James Vary, professor of physics and astronomy, learned the technique from his wife and has been practicing Qigong for three years. He said the potential benefits are endless.

“It helps increase self confidence and concentration, as well as to decrease anxiety,” Vary said. “Students could really benefit from doing Qigong. It could help increase their ability to concentrate on their studies.”

The technique of Qigong is somewhat similar to yoga or tai chi, Vary said. It is most like yoga in its outward appearance, and the practice of tai chi actually was derived from Qigong.

“Qigong can appear to be similar to yoga, but Qigong does not focus on physical exercise,” Vary said. “It deals with breathing, meditation and relaxation.”

Yuhon Yang, associate professor of statistics, also was introduced to the technique by his wife, who is from China.
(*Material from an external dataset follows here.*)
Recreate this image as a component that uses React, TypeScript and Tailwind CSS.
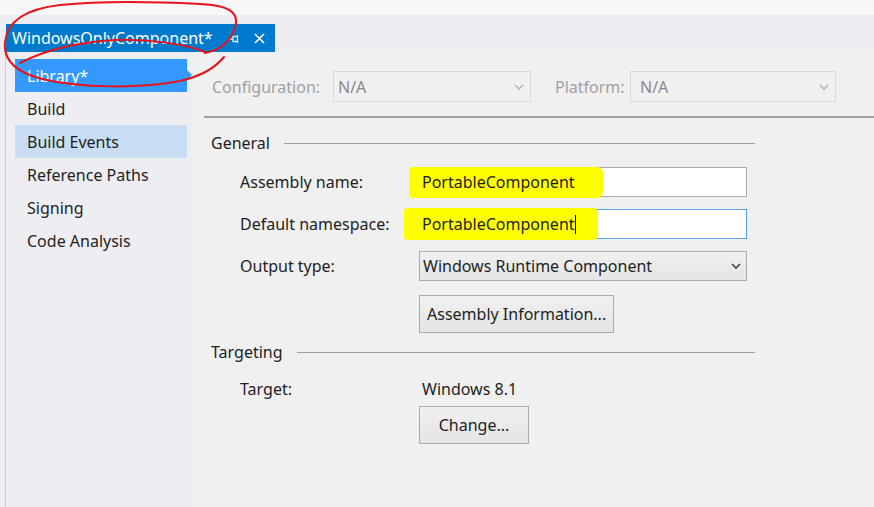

He has been practicing Qigong for seven years, and said he has benefited greatly from the practice.

“I started as a graduate student at Yale,” he said. “It was a time in my life when I was stressed and anxious and needed something to help me relax and improve my concentration.”
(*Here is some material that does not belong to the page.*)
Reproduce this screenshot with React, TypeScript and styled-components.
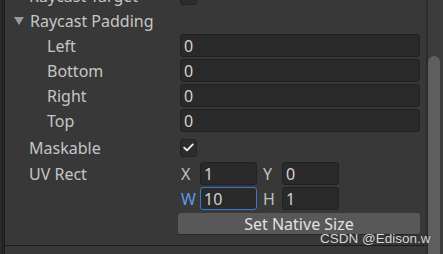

The main idea of Qigong, Yang said, is to train the entire self to work in synchronization.

“The technique teaches your mind and body to move together in the right direction through proper breathing techniques, adjusting your posture and focusing on your mind and body together,” he said.

Vary and Yang both encouraged people to practice the technique as often as possible.

“It can be done individually or in a small or a large group,” Vary said, “but when you work in a group you get a collective effect. You all work together as a whole.”

Yang, adviser for the ISU Yan Xin Qigong club, said the group practices Qigong in the Memorial Union every Monday and Thursday night. Participants include undergraduate students, graduate students and several Ames residents, he said.

The results the group has seen from some of the people in the group are very dramatic, Yang said. “People suffering from years of pain have stopped suffering,” he said. “Others who have had allergies for several years no longer have them.”

One of the benefits Yang has gained through the practice is a reduction in sleeping time.

“I have so much more time to spend researching and teaching and on my personal relationships now,” he said.

Yang and Vary both encourage students to see what benefits they can gain from the practice.

“It can improve a student’s energy level, as well as help them to become more grounded,” Yang said. “Students should definitely learn the Qigong technique – at least give it a try.”